** Start of GIVEN DATA **

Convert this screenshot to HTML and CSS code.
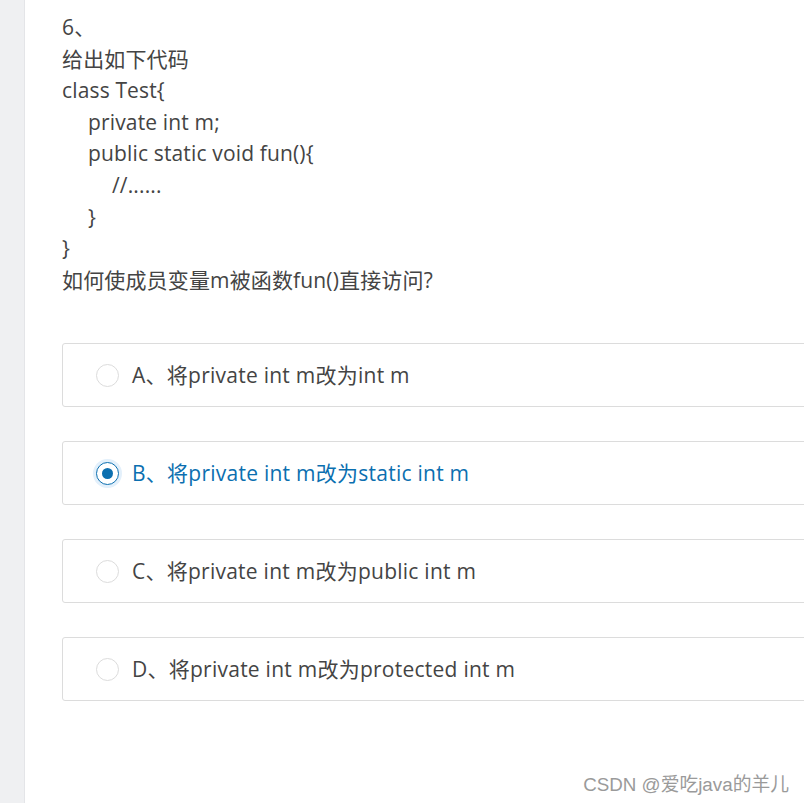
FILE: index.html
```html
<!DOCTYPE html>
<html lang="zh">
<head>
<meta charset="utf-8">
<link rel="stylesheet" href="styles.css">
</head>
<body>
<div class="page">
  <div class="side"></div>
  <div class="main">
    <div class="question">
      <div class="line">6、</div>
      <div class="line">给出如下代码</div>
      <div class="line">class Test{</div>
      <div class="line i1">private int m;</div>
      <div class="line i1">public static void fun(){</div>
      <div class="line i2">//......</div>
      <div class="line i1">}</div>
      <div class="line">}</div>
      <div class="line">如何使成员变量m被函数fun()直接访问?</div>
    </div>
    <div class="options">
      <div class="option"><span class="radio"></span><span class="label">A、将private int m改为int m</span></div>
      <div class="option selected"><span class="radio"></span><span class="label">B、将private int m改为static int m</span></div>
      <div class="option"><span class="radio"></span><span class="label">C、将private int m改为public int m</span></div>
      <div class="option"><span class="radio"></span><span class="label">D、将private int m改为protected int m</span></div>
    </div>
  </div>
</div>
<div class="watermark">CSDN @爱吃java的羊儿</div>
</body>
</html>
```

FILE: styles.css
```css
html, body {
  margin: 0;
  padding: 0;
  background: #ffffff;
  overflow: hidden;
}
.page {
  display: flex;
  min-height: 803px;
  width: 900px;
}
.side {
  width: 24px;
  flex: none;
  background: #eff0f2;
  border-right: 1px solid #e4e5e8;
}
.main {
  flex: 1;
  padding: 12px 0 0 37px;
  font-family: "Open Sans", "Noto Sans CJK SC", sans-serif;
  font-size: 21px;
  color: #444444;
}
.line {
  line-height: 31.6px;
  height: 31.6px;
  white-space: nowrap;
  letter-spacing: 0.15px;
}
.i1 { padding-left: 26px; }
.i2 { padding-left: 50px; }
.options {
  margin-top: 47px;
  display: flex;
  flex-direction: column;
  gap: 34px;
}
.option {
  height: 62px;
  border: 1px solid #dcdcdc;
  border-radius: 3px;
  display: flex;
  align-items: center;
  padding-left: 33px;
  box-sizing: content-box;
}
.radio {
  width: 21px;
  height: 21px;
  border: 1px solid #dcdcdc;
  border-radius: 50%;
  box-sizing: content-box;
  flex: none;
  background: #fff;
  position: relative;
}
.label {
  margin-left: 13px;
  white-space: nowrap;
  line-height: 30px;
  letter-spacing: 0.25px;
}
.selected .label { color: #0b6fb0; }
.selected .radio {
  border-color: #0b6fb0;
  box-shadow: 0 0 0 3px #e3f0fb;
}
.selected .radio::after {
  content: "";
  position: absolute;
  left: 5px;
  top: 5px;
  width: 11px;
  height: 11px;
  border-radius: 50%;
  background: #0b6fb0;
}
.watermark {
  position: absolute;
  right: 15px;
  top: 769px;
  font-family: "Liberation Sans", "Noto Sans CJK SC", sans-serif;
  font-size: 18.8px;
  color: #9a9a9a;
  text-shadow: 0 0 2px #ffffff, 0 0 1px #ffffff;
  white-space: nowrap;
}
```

** End of GIVEN DATA **

# GOAL
Exclude the images, then output the data above word for word.

# RESULT OF THIS EXERCISE
Convert this screenshot to HTML and CSS code.
FILE: index.html
```html
<!DOCTYPE html>
<html lang="zh">
<head>
<meta charset="utf-8">
<link rel="stylesheet" href="styles.css">
</head>
<body>
<div class="page">
  <div class="side"></div>
  <div class="main">
    <div class="question">
      <div class="line">6、</div>
      <div class="line">给出如下代码</div>
      <div class="line">class Test{</div>
      <div class="line i1">private int m;</div>
      <div class="line i1">public static void fun(){</div>
      <div class="line i2">//......</div>
      <div class="line i1">}</div>
      <div class="line">}</div>
      <div class="line">如何使成员变量m被函数fun()直接访问?</div>
    </div>
    <div class="options">
      <div class="option"><span class="radio"></span><span class="label">A、将private int m改为int m</span></div>
      <div class="option selected"><span class="radio"></span><span class="label">B、将private int m改为static int m</span></div>
      <div class="option"><span class="radio"></span><span class="label">C、将private int m改为public int m</span></div>
      <div class="option"><span class="radio"></span><span class="label">D、将private int m改为protected int m</span></div>
    </div>
  </div>
</div>
<div class="watermark">CSDN @爱吃java的羊儿</div>
</body>
</html>
```

FILE: styles.css
```css
html, body {
  margin: 0;
  padding: 0;
  background: #ffffff;
  overflow: hidden;
}
.page {
  display: flex;
  min-height: 803px;
  width: 900px;
}
.side {
  width: 24px;
  flex: none;
  background: #eff0f2;
  border-right: 1px solid #e4e5e8;
}
.main {
  flex: 1;
  padding: 12px 0 0 37px;
  font-family: "Open Sans", "Noto Sans CJK SC", sans-serif;
  font-size: 21px;
  color: #444444;
}
.line {
  line-height: 31.6px;
  height: 31.6px;
  white-space: nowrap;
  letter-spacing: 0.15px;
}
.i1 { padding-left: 26px; }
.i2 { padding-left: 50px; }
.options {
  margin-top: 47px;
  display: flex;
  flex-direction: column;
  gap: 34px;
}
.option {
  height: 62px;
  border: 1px solid #dcdcdc;
  border-radius: 3px;
  display: flex;
  align-items: center;
  padding-left: 33px;
  box-sizing: content-box;
}
.radio {
  width: 21px;
  height: 21px;
  border: 1px solid #dcdcdc;
  border-radius: 50%;
  box-sizing: content-box;
  flex: none;
  background: #fff;
  position: relative;
}
.label {
  margin-left: 13px;
  white-space: nowrap;
  line-height: 30px;
  letter-spacing: 0.25px;
}
.selected .label { color: #0b6fb0; }
.selected .radio {
  border-color: #0b6fb0;
  box-shadow: 0 0 0 3px #e3f0fb;
}
.selected .radio::after {
  content: "";
  position: absolute;
  left: 5px;
  top: 5px;
  width: 11px;
  height: 11px;
  border-radius: 50%;
  background: #0b6fb0;
}
.watermark {
  position: absolute;
  right: 15px;
  top: 769px;
  font-family: "Liberation Sans", "Noto Sans CJK SC", sans-serif;
  font-size: 18.8px;
  color: #9a9a9a;
  text-shadow: 0 0 2px #ffffff, 0 0 1px #ffffff;
  white-space: nowrap;
}
```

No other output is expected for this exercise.